Dott also won the China Open the following season and indeed had improved considerably, quickening his pace and showing tremendous self confidence. He reached the Shanghai Masters semi-finals at the start of the 2007/08 campaign but then entered a slump.

This happens to most players at one time or another but Dott’s decline included a bout of depression that left him unwilling, almost unable, to play snooker.

He sought treatment and with trademark grit pulled himself out of the mire.

A broken wrist ruled him out of two tournaments last season and he is now out of the top 16 but Dott is just the sort worth backing to return.

He’s currently 22nd in the provisional rankings but is actually only 750 points behind Steve Davis in 13th place.

In the Shanghai Masters qualifiers, Dott trailed Jimmy Robertson 4-1 but fought back to win 5-4.

If he comes through the wildcard round he will face O’Sullivan, who he has now beaten in each of their last three ranking event meetings.

Many will doubtless say that, now he is out of the top 16, he will never return. These are the same people who said he would never be world champion.

Not for the first time, Graeme Dott may be about to prove them all wrong.


Anonymous said...

Spot on. Dott is class! I for one spotted how well he was playing in round 1 in 2006 and wasn't in the least bit surprised to see him lift the title, or surprised that O'Sullivan lost it in the semi against him.

You don't win the world championships unless you're a seriously seriously good player. God knows why the slump happened but he'll be back, mark my words.

Incidentally, how ironic that this was the man who was top 16 but unrecognized by the ignorant masses earlier this decade (see BBC feature with Dott stood in a field full of cows), and here we are several years later and he's won the biggest tournament the game has to offer and he's back in the same boat!

Poor little fella. Got to love him for his self-depreciating sense of humour if nothing else.

Greg said...

This is probably a stupidly obvious question. Graeme Dott's story has got to be by far the quickest turnaround from winning the World Title, to entering the qualifying rounds, in snooker history. Right? I can't think of anything even close to it.

Anonymous said...

Hi Dave,

I thought he put up a steely display v Selby in Sheffield this last season. He is like a dog with a bone. He will never been an attractive player to watch, but a great grinder!

BTW, after he won the world championship, the following season the N.I. Trophy was made a world ranking event for the 06/07 season. Didn't they put Dott on first up on Monday morning where he lost.

Did this happen, Dave?

Thanks, Joe

Anonymous said...

with respect he won the world championship in a weak time for the championship.

in the 90s he wouldnt have got close to winning it.

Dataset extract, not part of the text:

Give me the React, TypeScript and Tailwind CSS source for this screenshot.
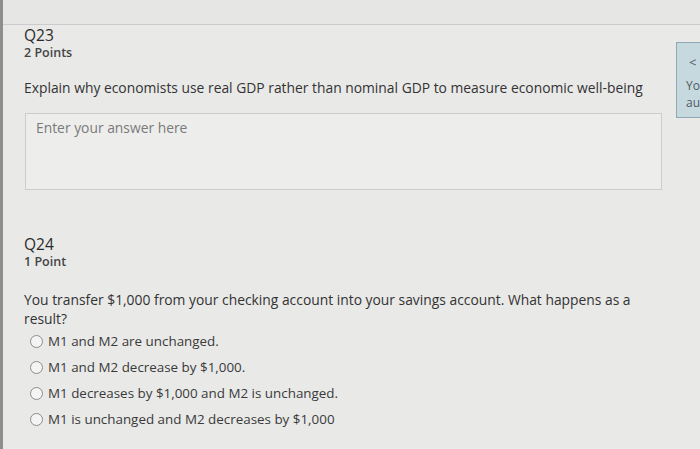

but win it he did and he is a good player and hope he gets back to somewhere near his best.

Anonymous said...

Can't understand why anyone thinks 2006 was a weak time for the championship. John Higgins and Ken Doherty had both had a great season, Shaun Murphy had re-discovered his form in the run-up to the defence of his title, players like Neil Robertson and Marco Fu were on really good form, and you could hardly face a tougher opponent in the final than Peter Ebdon.

As for the point about Dott's short time between winning the championship and having to qualify for it, it certainly looks like the shortest, but not by the margin you might think.

Dott won the championship in 2006 and dropped out of the top 16 three years later. Joe Johnson was champion in 1986, and he fell out of the top 16 four years later. Even Mark Williams took only a bit longer, winning in Sheffield in 2003 but losing his top 16 place five years after that.

And finally, I agree with the view that Dott is a good bet to get back in the top 16. He's still young enough to have some good years ahead, and you can be sure he'll give it everything he's got to get back in there.

JohnH said...

I would not be surprised to see him back in the top 4 within three years

Anonymous said...

with respect by then he would be about 35 and if Higgins and Ronnie stil there at the same time this sport is going backwards to the time top players was 40.

its time for change and time young players step it right up.

Betty Logan said...

Let's not forget that had he won his first round match in 2007 he would have been virtually guaranteed to be World Number 1 as well!

However he is one of the few world champions who was never world class - Joe Johnson possible the only other from the modern era. I would have said Peter Ebdon after he won his also but he has cemented his standing with the Uk title. I think it's also fair to say he didn't beat Ronnie entirely on merit either which does tarnish the achievement slightly, but doesn't make it undeserved.

But he's a player that punches above his weight. In a game littered with underachievers Dott is one of a much rarer breed - an over-achiever and it's a pleasant reminder that there is more factors of success than just talent!